The appellate court addressed the contested issue of the $80,000 payment that Pittman received from Pittcon, which was characterized as either a loan or a bonus. The district court had granted summary judgment that classified the payment as a loan; however, the appellate court found that this determination was erroneous due to the presence of conflicting evidence. Pittman provided affidavits asserting that the payment was intended as a bonus, supported by testimony from the corporation’s financial officers. These affidavits created a genuine issue of material fact regarding the true nature of the payment, indicating that it should not have been summarily classified without a trial. The court emphasized that at the summary judgment stage, the judge's role is to ascertain whether there are genuine factual disputes that warrant further proceedings. Consequently, the appellate court remanded this issue back to the district court for a more thorough examination, highlighting the necessity of resolving factual disagreements through appropriate legal processes.

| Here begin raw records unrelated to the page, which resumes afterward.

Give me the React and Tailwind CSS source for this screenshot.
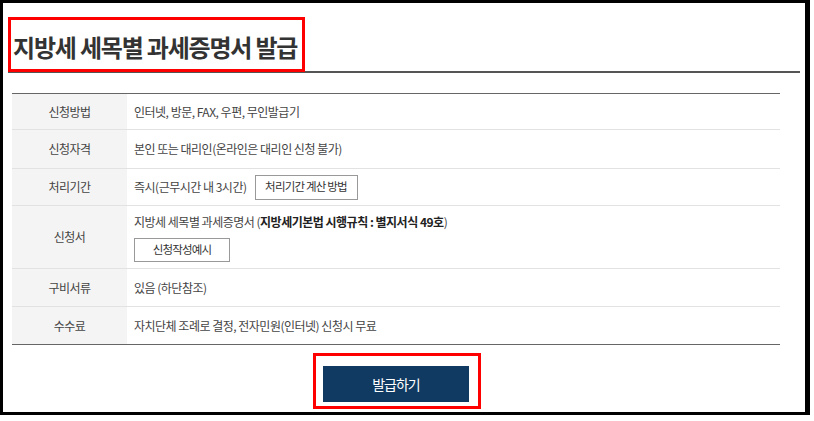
import React from "react";

const rows = [
  { label: "신청방법", h: "h-[35px]", content: "인터넷, 방문, FAX, 우편, 무인발급기" },
  { label: "신청자격", h: "h-[38px]", content: "본인 또는 대리인(온라인은 대리인 신청 불가)" },
  { label: "처리기간", h: "h-[36px]", content: "period" },
  { label: "신청서", h: "h-[62px]", content: "form" },
  { label: "구비서류", h: "h-[37px]", content: "있음 (하단참조)" },
  { label: "수수료", h: "h-[37px]", content: "자치단체 조례로 결정, 전자민원(인터넷) 신청시 무료" },
];

const renderContent = (content) => {
  if (content === "period") {
    return (
      <div className="flex items-center">
        <span>즉시(근무시간 내 3시간)</span>
        <button className="ml-[8px] h-[25px] w-[103px] border border-[#999] bg-white text-[11.5px] tracking-[-0.8px] text-[#333]">
          처리기간 계산 방법
        </button>
      </div>
    );
  }
  if (content === "form") {
    return (
      <div className="flex flex-col items-start">
        <span>
          지방세 세목별 과세증명서 (<b className="font-bold text-[#222]">지방세기본법 시행규칙 : 별지서식 49호</b>)
        </span>
        <button className="mt-[7px] h-[24px] w-[96px] border border-[#999] bg-white text-[11.5px] tracking-[-0.8px] text-[#333]">
          신청작성예시
        </button>
      </div>
    );
  }
  return <span>{content}</span>;
};

const App = () => {
  return (
    <div className="w-[814px] h-[421px] bg-white font-['Noto_Sans_CJK_KR','Noto_Sans',sans-serif]">
      <div className="w-[810px] h-[415px] border-[3px] border-r-[5px] border-black flex flex-col">
        {/* title */}
        <div className="relative mx-[5px] mt-[14px] h-[56px] border-b-2 border-[#555]">
          <h1 className="pl-[5px] pt-[15px] text-[24px] font-bold tracking-[-1.2px] text-[#333] leading-[30px]">
            지방세 세목별 과세증명서 발급
          </h1>
          <div className="absolute left-0 top-0 w-[297px] h-[55px] border-[3px] border-[#ff0000]" />
        </div>

        {/* table */}
        <div className="ml-[9px] mt-[20px] w-[768px] border-t border-[#666] text-[12px] tracking-[-0.5px] text-[#444]">
          {rows.map((row, i) => (
            <div
              key={row.label}
              className={`flex border-b ${i === rows.length - 1 ? "border-[#666]" : "border-[#e2e2e2]"}`}
            >
              <div className={`w-[115px] ${row.h} bg-[#f4f4f4] flex items-center justify-center`}>
                {row.label}
              </div>
              <div className={`flex-1 ${row.h} px-[7px] flex items-center`}>
                {renderContent(row.content)}
              </div>
            </div>
          ))}
        </div>

        {/* submit */}
        <div className="ml-[9px] w-[768px] flex justify-center mt-[21px]">
          <div className="relative">
            <button className="w-[146px] h-[36px] bg-[#113a62] text-white text-[14px] tracking-[-1px]">
              발급하기
            </button>
            <div className="absolute -left-[10px] -right-[12px] -top-[13px] -bottom-[7px] border-[3px] border-[#ff0000]" />
          </div>
        </div>
      </div>
    </div>
  );
};

export default App;
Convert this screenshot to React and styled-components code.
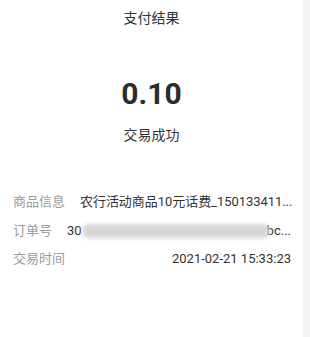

Reversal of Constructive Trust and Damages Award

The appellate court reversed the district court's imposition of a constructive trust on the properties and equipment owned by Pittman and his wife, as well as the award of damages. The court found that the initial ruling had been based on the incorrect assumption that Pittman breached his fiduciary duties, which was not supported by the Maryland Court of Appeals’ findings. Since it was established that Pittman did not usurp a corporate opportunity and that no fiduciary breach occurred, the imposition of a constructive trust was deemed an abuse of discretion. Additionally, the damages awarded for lease payments exceeding fair market value were vacated because they were contingent on findings of wrongdoing that the appellate court had invalidated. Thus, the court clarified that without a legal basis for liability, the prior financial penalties could not stand, reinforcing the principle that equitable remedies must align with established legal violations.

Consideration of Section 2-419 Compliance

The court also addressed the potential applicability of § 2-419 of the Maryland Corporations and Associations Code, which governs conflicts of interest and fiduciary duties of directors. While the appellate court noted that the absence of minority shareholders typically means § 2-419 would not apply, it acknowledged that Pittman, as a director, still bore some responsibilities regarding disclosure and ratification of transactions. The court suggested that it was unclear whether Pittman had complied with these statutory requirements during the lease transactions. As such, it remanded this matter back to the district court to investigate whether Pittman fulfilled the necessary disclosure obligations. The court refrained from making a definitive ruling on this point, indicating that the determination of compliance could be pivotal in understanding the extent of Pittman's responsibilities as a director, distinct from his role as a shareholder.